Ecco che pensare di mettere mano alla squadra di governo con un partito in queste condizioni sarebbe come gettare un fiammifero in una polveriera. Dall’altro canto però c’è il Pd che attende di vedere il risultato elettorale per capire quali mosse fare. Se questo fosse buono, e se soprattutto fosse evidente che nella sconfitta delle regionali il M5S avrebbe avuto un ruolo decisivo, è chiaro che il Nazareno chiederebbe un riequilibrio dell’assetto di governo. Che potrebbe anche non riguardare la compagine ma semplicemente l’agenda politica.
Tutti gli indizi chiaramente portano al Mes che in una situazione simile dovrebbe essere immediatamente attivato. Si spiega anche così il quotidiano stillicidio di dichiarazioni degli esponenti democratici a favore del Mes. E naturalmente ci sarebbe anche la riforma dei decreti sicurezza, che il ministro Lamorgese ha dovuto mettere da parte ma che adesso il Pd chiederebbe subito di avviare.
Rivendicazioni rispetto alle quali però è tutto da verificare quali effetti potrebbero produrre sugli alleati, M5S e Italia Viva, e più in generale sul governo. Il tutto, chiaramente, senza considerare l’effetto delle regionali, che nei desiderata di Conte non dovrebbe toccare il governo ma che nei fatti potrebbe travolgerlo.
Meloni: «Maggioranza proverà a fregarsene di vittoria Centrodestra»
Dal canto suo il Centrodestra attende di capire come si chiuderà la partita delle regionali e del referendum, su cui sembra esserci una ripresa del No, per sferrare l’attacco al governo. Giorgia Meloni però teme che tutto possa risolversi in un nulla di fatto: «Sono assolutamente certa che proveranno a fregarsene anche in caso di vittoria del centrodestra.

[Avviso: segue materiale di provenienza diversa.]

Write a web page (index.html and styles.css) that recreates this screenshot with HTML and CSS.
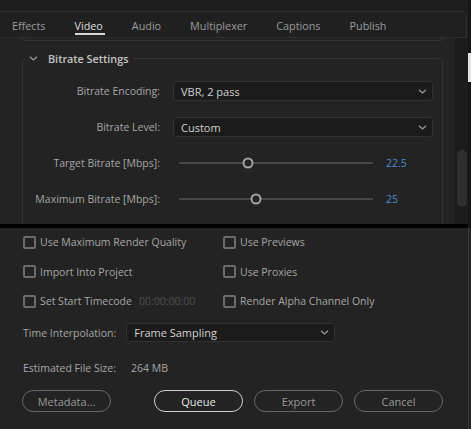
FILE: index.html
```html
<!doctype html>
<html lang="en">
    <head>
        <meta charset="UTF-8" />
        <meta name="viewport" content="width=device-width, initial-scale=1.0" />
        <title>Export Settings</title>
        <link rel="stylesheet" href="styles.css">
    </head>
    <body>
        <div class="window">
            <div class="topPane">
                <div class="tabs">
                    <span class="tab">Effects</span>
                    <span class="tab active">Video</span>
                    <span class="tab">Audio</span>
                    <span class="tab">Multiplexer</span>
                    <span class="tab">Captions</span>
                    <span class="tab">Publish</span>
                </div>
                <div class="scrollWrap">
                    <div class="scrollContent">
                        <div class="prevEnd"></div>
                        <fieldset class="group">
                            <legend>
                                <svg class="chev" width="9" height="5" viewBox="0 0 9 5"><path d="M1 0.8l3.5 3.2 3.5-3.2" /></svg>
                                <span>Bitrate Settings</span>
                            </legend>
                            <div class="row">
                                <label>Bitrate Encoding:</label>
                                <div class="select wide">
                                    <span>VBR, 2 pass</span>
                                    <svg class="chev" width="9" height="5" viewBox="0 0 9 5"><path d="M1 0.8l3.5 3.2 3.5-3.2" /></svg>
                                </div>
                            </div>
                            <div class="row">
                                <label>Bitrate Level:</label>
                                <div class="select wide">
                                    <span>Custom</span>
                                    <svg class="chev" width="9" height="5" viewBox="0 0 9 5"><path d="M1 0.8l3.5 3.2 3.5-3.2" /></svg>
                                </div>
                            </div>
                            <div class="row">
                                <label>Target Bitrate [Mbps]:</label>
                                <div class="slider">
                                    <div class="track"></div>
                                    <div class="knob" style="left: 35.6%"></div>
                                </div>
                                <span class="value">22.5</span>
                            </div>
                            <div class="row">
                                <label>Maximum Bitrate [Mbps]:</label>
                                <div class="slider">
                                    <div class="track"></div>
                                    <div class="knob" style="left: 39.7%"></div>
                                </div>
                                <span class="value">25</span>
                            </div>
                        </fieldset>
                    </div>
                    <div class="scrollbar"><div class="thumb"></div></div>
                </div>
            </div>
            <div class="divider"></div>
            <div class="bottomPane">
                <div class="checks">
                    <div class="check"><span class="box"></span>Use Maximum Render Quality</div>
                    <div class="check"><span class="box"></span>Use Previews</div>
                    <div class="check"><span class="box"></span>Import Into Project</div>
                    <div class="check"><span class="box"></span>Use Proxies</div>
                    <div class="check"><span class="box"></span>Set Start Timecode<span class="timecode">00:00:00:00</span></div>
                    <div class="check"><span class="box"></span>Render Alpha Channel Only</div>
                </div>
                <div class="timeRow">
                    <span>Time Interpolation:</span>
                    <div class="select narrow">
                        <span>Frame Sampling</span>
                        <svg class="chev" width="9" height="5" viewBox="0 0 9 5"><path d="M1 0.8l3.5 3.2 3.5-3.2" /></svg>
                    </div>
                </div>
                <div class="sizeRow">
                    <span class="sizeLabel">Estimated File Size:</span>
                    <span>264 MB</span>
                </div>
                <div class="buttons">
                    <button class="metadata">Metadata...</button>
                    <button class="primary">Queue</button>
                    <button>Export</button>
                    <button>Cancel</button>
                </div>
            </div>
        </div>
        <div class="edge">
            <div class="edgeTop"><div class="edgeMark"></div></div>
            <div class="edgeBottom"></div>
        </div>
    </body>
</html>
```

FILE: styles.css
```css
body {
    margin: 0;
    height: 429px;
    overflow: hidden;
    display: flex;
    background-color: #232323;
    font-family: "Open Sans", sans-serif;
    font-size: 10.5px;
    color: #a6a6a6;
}
.window {
    width: 468px;
    display: flex;
    flex-direction: column;
}
.topPane {
    height: 224px;
    box-sizing: border-box;
    padding-top: 11px;
    background-color: #1e1e1e;
    display: flex;
    flex-direction: column;
}
.tabs {
    width: 467px;
    height: 27px;
    box-sizing: border-box;
    display: flex;
    gap: 29px;
    padding-left: 12px;
    border: 1px solid #2e2e2e;
    border-left: none;
    border-top-right-radius: 5px;
    background-color: #202020;
    font-size: 10.8px;
}
.tab {
    display: flex;
    align-items: center;
    padding-top: 5px;
    margin-bottom: 2px;
    border-bottom: 2px solid transparent;
    color: #9c9c9c;
}
.tab.active {
    color: #dedede;
    border-bottom-color: #d6d6d6;
    padding-right: 2px;
    margin-right: -2px;
}
.scrollWrap {
    flex: 1;
    min-height: 0;
    display: flex;
    background-color: #232323;
}
.scrollContent {
    flex: 1;
    overflow: hidden;
}
.prevEnd {
    height: 2px;
    margin: 0 12px 0 22px;
    border: 1px solid #333;
    border-top: none;
    border-radius: 0 0 4px 4px;
}
.group {
    margin: 10px 12px 0 22px;
    padding: 7px 0 10px 0;
    border: 1px solid #333;
    border-radius: 4px;
    min-width: 0;
}
.group legend {
    display: flex;
    align-items: center;
    margin-left: 2px;
    padding: 0 5px 0 4px;
    color: #c6c6c6;
    font-weight: 600;
    font-size: 10.8px;
}
.group legend .chev {
    margin-right: 10px;
}
.chev path {
    fill: none;
    stroke: #9a9a9a;
    stroke-width: 1.2;
}
.row {
    height: 36px;
    display: flex;
    align-items: center;
}
.row label {
    width: 137px;
    margin-right: 13px;
    text-align: right;
}
.select {
    height: 20px;
    box-sizing: border-box;
    display: flex;
    align-items: center;
    justify-content: space-between;
    padding: 0 5px 0 7px;
    background-color: #1b1b1b;
    border: 1px solid #313131;
    border-radius: 3px;
    color: #d0d0d0;
    font-size: 11px;
}
.select.wide {
    width: 260px;
}
.select.narrow {
    width: 209px;
    height: 19px;
}
.slider {
    position: relative;
    width: 194px;
    height: 12px;
    margin-left: 6px;
}
.track {
    margin-top: 5px;
    height: 2px;
    background-color: #474747;
}
.knob {
    position: absolute;
    top: 50%;
    width: 11px;
    height: 11px;
    box-sizing: border-box;
    border: 2px solid #a4a4a4;
    border-radius: 50%;
    background-color: #232323;
    transform: translate(-50%, -50%);
}
.value {
    margin-left: 13px;
    color: #4a8ed6;
}
.scrollbar {
    width: 13px;
    box-sizing: border-box;
    padding-top: 112px;
    background-color: #1c1c1c;
}
.thumb {
    height: 57px;
    margin: 0 1px 0 2px;
    border-radius: 5px;
    background-color: #2e2e2e;
}
.divider {
    height: 4px;
    background-color: #000;
}
.bottomPane {
    flex: 1;
    padding: 4px 25px 0 23px;
}
.checks {
    display: grid;
    grid-template-columns: 200px 1fr;
    row-gap: 9.5px;
}
.check {
    height: 20px;
    display: flex;
    align-items: center;
}
.box {
    width: 13px;
    height: 13px;
    box-sizing: border-box;
    margin-right: 4px;
    border: 2px solid #6c6c6c;
    border-radius: 2px;
}
.timecode {
    margin-left: 7px;
    color: #4f4f4f;
}
.timeRow {
    margin-top: 12px;
    display: flex;
    align-items: center;
    gap: 10px;
}
.sizeRow {
    margin-top: 16px;
    height: 19px;
    display: flex;
    align-items: center;
}
.sizeLabel {
    width: 108px;
}
.buttons {
    margin: 13px 0 0 -1px;
    display: flex;
    gap: 11px;
}
.buttons button {
    width: 89px;
    height: 22px;
    border: 1px solid #676767;
    border-radius: 11px;
    background: transparent;
    color: #9a9a9a;
    font-family: "Open Sans", sans-serif;
    font-size: 11px;
    padding: 0;
}
.buttons .metadata {
    margin-right: 32px;
}
.buttons .primary {
    border-color: #cdcdcd;
    color: #e6e6e6;
}
.edge {
    width: 3px;
    display: flex;
    flex-direction: column;
}
.edgeTop {
    height: 228px;
    padding-top: 53px;
    box-sizing: border-box;
    background-color: #161616;
}
.edgeMark {
    height: 29px;
    background-color: #e4e4e4;
}
.edgeBottom {
    flex: 1;
    border-left: 1px solid #3a3a3a;
}
```
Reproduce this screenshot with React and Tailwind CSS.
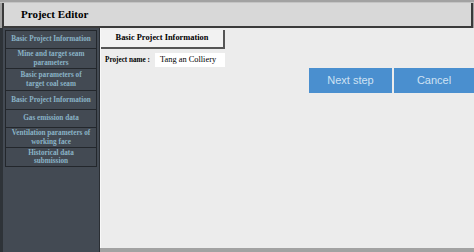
import React from "react";

const serif = { fontFamily: '"Liberation Serif", "Times New Roman", serif' };
const sans = { fontFamily: '"Liberation Sans", Arial, sans-serif' };

// sidebar entries with their box heights (lines broken as in the original)
const menu = [
  { lines: ["Basic Project Information"], h: "h-[19px]" },
  { lines: ["Mine and target seam", "parameters"], h: "h-[21px]" },
  { lines: ["Basic parameters of", "target coal seam"], h: "h-[23px]" },
  { lines: ["Basic Project Information"], h: "h-[20px]" },
  { lines: ["Gas emission data"], h: "h-[19px]" },
  { lines: ["Ventilation parameters of", "working face"], h: "h-[21px]" },
  { lines: ["Historical data", "submission"], h: "h-[20px]" },
];

const Sidebar = () => {
  return (
    <div className="w-[100px] shrink-0 bg-[#434a53] border-l-[3px] border-l-[#2e3338] border-r border-r-[#2a2e33] flex flex-col pt-[2px] pl-[2px] pr-[2px]">
      {menu.map((item, i) => (
        <div
          key={i}
          className={`${item.h} -mt-px first:mt-0 border border-[#23272c] flex flex-col items-center justify-center text-center text-[7.2px] leading-[8.5px] font-bold text-[#8ab3c6]`}
          style={serif}
        >
          {item.lines.map((l, j) => (
            <span key={j} className="whitespace-nowrap">{l}</span>
          ))}
        </div>
      ))}
    </div>
  );
};

const MainPanel = () => {
  return (
    <div className="flex-1 flex flex-col bg-[#ececec] border-l border-l-[#f8f8f8] mb-[4px]">
      <div className="mt-[2px] w-[124px] h-[19px] bg-[#f2f2f2] border-r-2 border-b-2 border-[#555] flex items-center justify-center">
        <span className="text-[8.4px] font-bold text-black" style={serif}>Basic Project Information</span>
      </div>

      <div className="mt-[4px] h-[14px] flex items-center pl-[4px]">
        <span className="text-[7.2px] font-bold text-black" style={serif}>Project name :</span>
        <div className="ml-[5px] w-[70px] h-[14px] bg-white flex items-center pl-[5px]">
          <span className="text-[8.4px] text-black" style={serif}>Tang an Colliery</span>
        </div>
      </div>

      <div className="mt-[1px] flex justify-end gap-[2px]">
        <button className="w-[83px] h-[25px] bg-[#4a8fcf] text-[11px] text-[#cfe2f3]" style={sans}>Next step</button>
        <button className="w-[80px] h-[25px] bg-[#4a8fcf] text-[11px] text-[#cfe2f3]" style={sans}>Cancel</button>
      </div>
    </div>
  );
};

export default function App() {
  return (
    <div className="w-[474px] h-[252px] bg-[#a2a2a2] flex flex-col overflow-hidden">
      <div className="h-[3px] shrink-0 border-b border-[#c4c4c4]" />
      <div className="h-[25px] shrink-0 ml-[2px] mr-[1px] bg-[#d8d8d8] border-l-2 border-r-2 border-b-2 border-[#3a3a3a] flex items-center pl-[17px]">
        <span className="text-[11px] font-bold text-black" style={serif}>Project Editor</span>
      </div>
      <div className="flex flex-1 min-h-0">
        <Sidebar />
        <MainPanel />
      </div>
    </div>
  );
}
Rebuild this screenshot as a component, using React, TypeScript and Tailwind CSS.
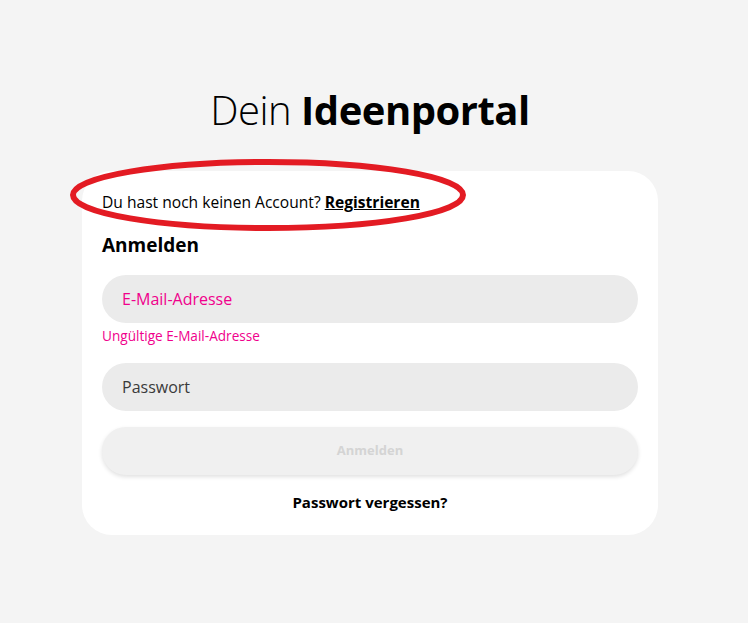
export default function App() {
  return (
    <div className="min-h-[623px] bg-[#f4f4f4] flex flex-col items-center pt-[86px] pr-2 font-['Open_Sans',sans-serif] text-black">
      <h1 className="text-[40px] leading-[48px] tracking-[-0.5px]">
        <span className="font-light">Dein </span>
        <span className="font-bold">Ideenportal</span>
      </h1>

      <div className="relative mt-[37px] w-[576px] bg-white rounded-[30px] px-5 pt-[21px] pb-[23px]">
        <p className="text-[15.6px] leading-5">
          Du hast noch keinen Account?{" "}
          <a href="#" className="font-bold underline">Registrieren</a>
        </p>

        <h2 className="mt-5 text-[19px] leading-[26px] font-bold">Anmelden</h2>

        <div className="mt-[17px] h-12 rounded-full bg-[#ebebeb] flex items-center px-5">
          <span className="text-[16px] text-[#f0008c]">E-Mail-Adresse</span>
        </div>
        <p className="mt-1 text-[13.6px] leading-[18px] text-[#f0008c]">Ungültige E-Mail-Adresse</p>

        <div className="mt-[18px] h-12 rounded-full bg-[#ebebeb] flex items-center px-5">
          <span className="text-[16px] text-[#3a3a3a]">Passwort</span>
        </div>

        <button className="mt-4 w-full h-12 rounded-full bg-[#f0f0f0] shadow-[0_2px_4px_rgba(0,0,0,0.12)] text-[13px] font-bold text-[#d4d4d4]">
          Anmelden
        </button>

        <p className="mt-[17px] text-center text-[15px] leading-5 font-bold">Passwort vergessen?</p>

        <svg className="absolute left-[-14px] top-[-13px] pointer-events-none" width="400" height="76" viewBox="0 0 400 76">
          <ellipse cx="200" cy="37" rx="195" ry="33" fill="none" stroke="#e31b23" strokeWidth="6" />
        </svg>
      </div>
    </div>
  );
}
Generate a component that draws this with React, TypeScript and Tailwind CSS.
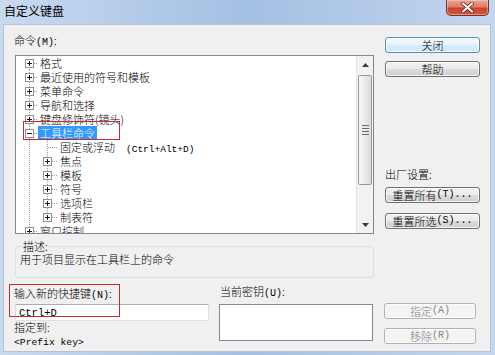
import React from "react";

const DOT = "#a0a0a0";

function Mono({ children, size = "text-[10px]" }: { children: React.ReactNode; size?: string }) {
  return <span className={`font-['Liberation_Mono',monospace] font-normal ${size}`}>{children}</span>;
}

type RowKind = "root-plus" | "root-minus" | "child-plus" | "child-leaf" | "child-last";

function Box({ x, minus }: { x: number; minus?: boolean }) {
  return (
    <>
      <rect x={x + 0.5} y={3.5} width={8} height={8} fill="#ffffff" stroke="#919191" />
      <line x1={x + 2} y1={7.5} x2={x + 7} y2={7.5} stroke="#1a1a1a" />
      {!minus && <line x1={x + 4.5} y1={5} x2={x + 4.5} y2={10} stroke="#1a1a1a" />}
    </>
  );
}

function Connector({ kind, first }: { kind: RowKind; first?: boolean }) {
  if (kind === "root-plus" || kind === "root-minus") {
    return (
      <svg width={22} height={14} shapeRendering="crispEdges" className="shrink-0">
        <line x1={13.5} y1={first ? 7 : 0} x2={13.5} y2={14} stroke={DOT} strokeDasharray="1 1" />
        <line x1={18} y1={7.5} x2={22} y2={7.5} stroke={DOT} strokeDasharray="1 1" />
        <Box x={9} minus={kind === "root-minus"} />
      </svg>
    );
  }
  const last = kind === "child-last";
  const leaf = kind === "child-leaf";
  return (
    <svg width={42} height={14} shapeRendering="crispEdges" className="shrink-0">
      <line x1={13.5} y1={0} x2={13.5} y2={14} stroke={DOT} strokeDasharray="1 1" />
      <line x1={31.5} y1={0} x2={31.5} y2={last ? 8 : 14} stroke={DOT} strokeDasharray="1 1" />
      <line x1={leaf ? 32 : 36} y1={7.5} x2={42} y2={7.5} stroke={DOT} strokeDasharray="1 1" />
      {!leaf && <Box x={27} />}
    </svg>
  );
}

function Row({ kind, first, selected, children }: { kind: RowKind; first?: boolean; selected?: boolean; children: React.ReactNode }) {
  return (
    <div className="flex h-[14px] items-center">
      <Connector kind={kind} first={first} />
      <span className={`h-[14px] whitespace-nowrap px-[2px] leading-[14px] ${selected ? "bg-[#3399ff] text-white" : ""}`}>
        {children}
      </span>
    </div>
  );
}

function Btn({ children, variant = "normal", className = "" }: { children: React.ReactNode; variant?: "normal" | "default" | "disabled"; className?: string }) {
  const styles =
    variant === "default"
      ? "border-[#4d94c8] bg-[linear-gradient(#f4fafe_0%,#e6f3fc_50%,#d8edfa_50%,#cfe8f8_100%)] text-black"
      : variant === "disabled"
      ? "border-[#adb2b5] bg-[#f4f4f4] text-[#838383]"
      : "border-[#707070] bg-[linear-gradient(#f2f2f2_0%,#ebebeb_50%,#dddddd_50%,#cfcfcf_100%)] text-black";
  return (
    <div
      className={`flex h-[16px] items-center justify-center rounded-[3px] border shadow-[inset_0_0_0_1px_rgba(255,255,255,0.75)] leading-[12px] ${styles} ${className}`}
    >
      {children}
    </div>
  );
}

function Arrow({ up }: { up?: boolean }) {
  return (
    <svg width={7} height={4} className="shrink-0">
      {up ? <path d="M0 4 L3.5 0 L7 4 Z" fill="#3a3a3a" /> : <path d="M0 0 L3.5 4 L7 0 Z" fill="#3a3a3a" />}
    </svg>
  );
}

export default function App() {
  return (
    <div className="relative h-[355px] w-[495px] overflow-hidden bg-linear-to-r from-[#c8daf0] via-[#a3bfe3] to-[#c3d7ee] font-['Noto_Sans_CJK_SC',sans-serif] text-[11px] font-light leading-[12px] text-black">
      {/* title bar */}
      <div className="flex h-[24px] items-start justify-between">
        <div className="pl-[4px] pt-[3px] text-[12px] font-normal leading-[15px]">自定义键盘</div>
        <div className="mr-[6px] flex h-[16px] w-[43px] items-center justify-center rounded-b-[5px] border border-t-0 border-[#7d3124] bg-[linear-gradient(#eaa597_0%,#de7d68_45%,#c8452c_55%,#d0573c_100%)] shadow-[inset_0_0_0_1px_rgba(255,220,210,0.45)]">
          <svg width={13} height={11} viewBox="0 0 13 11">
            <path d="M2 1.5 L11 9.5 M11 1.5 L2 9.5" stroke="#5a1d12" strokeWidth={3.6} strokeLinecap="round" />
            <path d="M2 1.5 L11 9.5 M11 1.5 L2 9.5" stroke="#ffffff" strokeWidth={2.2} strokeLinecap="round" />
          </svg>
        </div>
      </div>

      {/* client area */}
      <div className="ml-[3px] flex h-[328px] w-[488px] flex-col border border-[#b3c4d9] bg-[#f0f0f0]">
        <div className="flex pl-[10px]">
          {/* left column */}
          <div className="flex w-[360px] flex-col">
            <div className="mt-[9px]">
              命令<Mono>(M)</Mono>:
            </div>
            <div className="ml-[1px] mt-[6px] flex h-[179px] w-[359px] border border-[#828790] bg-white">
              <div className="flex-1 overflow-hidden">
                <Row kind="root-plus" first>格式</Row>
                <Row kind="root-plus">最近使用的符号和模板</Row>
                <Row kind="root-plus">菜单命令</Row>
                <Row kind="root-plus">导航和选择</Row>
                <Row kind="root-plus">键盘修饰符(镜头)</Row>
                <Row kind="root-minus" selected>工具栏命令</Row>
                <Row kind="child-leaf">
                  固定或浮动<span className="ml-[11px]"><Mono size="text-[9.5px]">(Ctrl+Alt+D)</Mono></span>
                </Row>
                <Row kind="child-plus">焦点</Row>
                <Row kind="child-plus">模板</Row>
                <Row kind="child-plus">符号</Row>
                <Row kind="child-plus">选项栏</Row>
                <Row kind="child-last">制表符</Row>
                <Row kind="root-plus">窗口控制</Row>
              </div>
              {/* scrollbar */}
              <div className="flex w-[17px] flex-col border-l border-[#e3e3e3] bg-[#f2f2f2]">
                <div className="flex h-[17px] items-center justify-center">
                  <Arrow up />
                </div>
                <div className="mx-[1px] mt-[2px] flex h-[110px] flex-col items-center justify-center gap-[2px] rounded-[2px] border border-[#979797] bg-linear-to-r from-[#f7f7f7] to-[#dcdcdc]">
                  <div className="h-px w-[7px] bg-[#6d6d6d]" />
                  <div className="h-px w-[7px] bg-[#6d6d6d]" />
                  <div className="h-px w-[7px] bg-[#6d6d6d]" />
                  <div className="h-px w-[7px] bg-[#6d6d6d]" />
                </div>
                <div className="flex-1" />
                <div className="flex h-[17px] items-center justify-center">
                  <Arrow />
                </div>
              </div>
            </div>
            <fieldset className="ml-[1px] mt-[6px] w-[359px] rounded-[3px] border border-[#d5dfe5] px-[4px] pb-[12px]">
              <legend className="ml-[2px] px-[1px] leading-[12px]">描述:</legend>
              <div className="mt-[1px]">用于项目显示在工具栏上的命令</div>
            </fieldset>
          </div>

          {/* right column */}
          <div className="ml-[11px] mt-[12px] flex w-[95px] flex-col">
            <Btn variant="default">关闭</Btn>
            <Btn className="mt-[8px]">帮助</Btn>
            <div className="mt-[91px]">出厂设置:</div>
            <Btn className="mt-[7px]">
              重置所有<Mono>(T)...</Mono>
            </Btn>
            <Btn className="mt-[10px]">
              重置所选<Mono>(S)...</Mono>
            </Btn>
          </div>
        </div>

        {/* bottom row */}
        <div className="flex pl-[10px]">
          <div className="flex w-[195px] flex-col">
            <div className="mt-[9px]">
              输入新的快捷键<Mono>(N)</Mono>:
            </div>
            <div className="ml-[1px] mt-[2px] flex h-[17px] w-[194px] items-center border border-[#dbdfe6] border-t-[#abadb3] bg-white pl-[3px]">
              <Mono size="text-[10.5px]">Ctrl+D</Mono>
            </div>
            <div>指定到:</div>
            <div className="mt-[1px]">
              <Mono size="text-[9.7px]">&lt;Prefix key&gt;</Mono>
            </div>
          </div>
          <div className="ml-[10px] flex w-[154px] flex-col">
            <div className="mt-[7px] pl-[1px]">
              当前密钥<Mono>(U)</Mono>:
            </div>
            <div className="mt-[4px] h-[37px] border border-[#828790] bg-white" />
          </div>
          <div className="ml-[11px] flex w-[92px] flex-col">
            <Btn variant="disabled" className="mt-[25px]">
              指定<Mono>(A)</Mono>
            </Btn>
            <Btn variant="disabled" className="mt-[9px]">
              移除<Mono>(R)</Mono>
            </Btn>
          </div>
        </div>
      </div>

      {/* red annotation rectangles */}
      <div className="absolute left-[23px] top-[121px] h-[19px] w-[97px] border border-[#c8282f]" />
      <div className="absolute left-[9px] top-[284px] h-[33px] w-[111px] border border-[#c8282f]" />
    </div>
  );
}
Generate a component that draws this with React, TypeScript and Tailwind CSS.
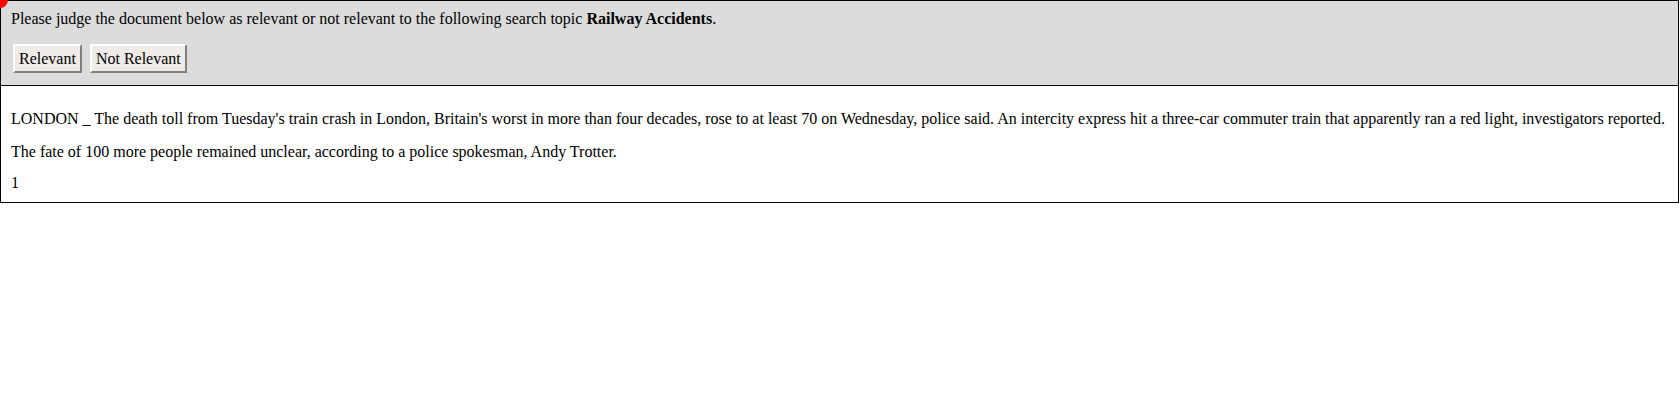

Se questi signori avessero un minimo di interesse per quello che pensano i cittadini probabilmente non sarebbero già più lì ora».
Più sfumato l’atteggiamento di Matteo Salvini che sul voto delle regionali continua ad insistere nel dire che «non è un voto ideologico, è un voto molto concreto. Toscana e Marche votano da cinquant’anni a sinistra e c’è aria di cambiamento ma non per dare una spallata al governo, ma perché la Toscana non fa infrastrutture decenti da decenni». Una posizione più morbida frutto dell’esperienza maturata nelle elezioni emiliane quando proprio i toni duri e sferzanti portarono a una polarizzazione, favorendo l’avversario Bonaccini.
Lega presenta al Senato la mozione di sfiducia al ministro Azzolina
Ciò però non significa che la Lega abbia perso il mordente. Proprio ieri al Senato la Lega ha depositato la mozione di sfiducia al ministro Azzolina, puntando il dito sia sulla gestione fallimentare delle scuole e sia sul presunto plagio della sua tesi di laurea di cui anche alcuni giornali nelle scorse settimane parlarono.
Tutto comunque, con buona pace del premier Conte, è rimandato a dopo le elezioni; a quel 20 e 21 settembre che Conte vorrebbe togliere dal calendario ma che invece c’è e che senza alcun dubbio avrà un peso nei destini futuri del governo e della maggioranza.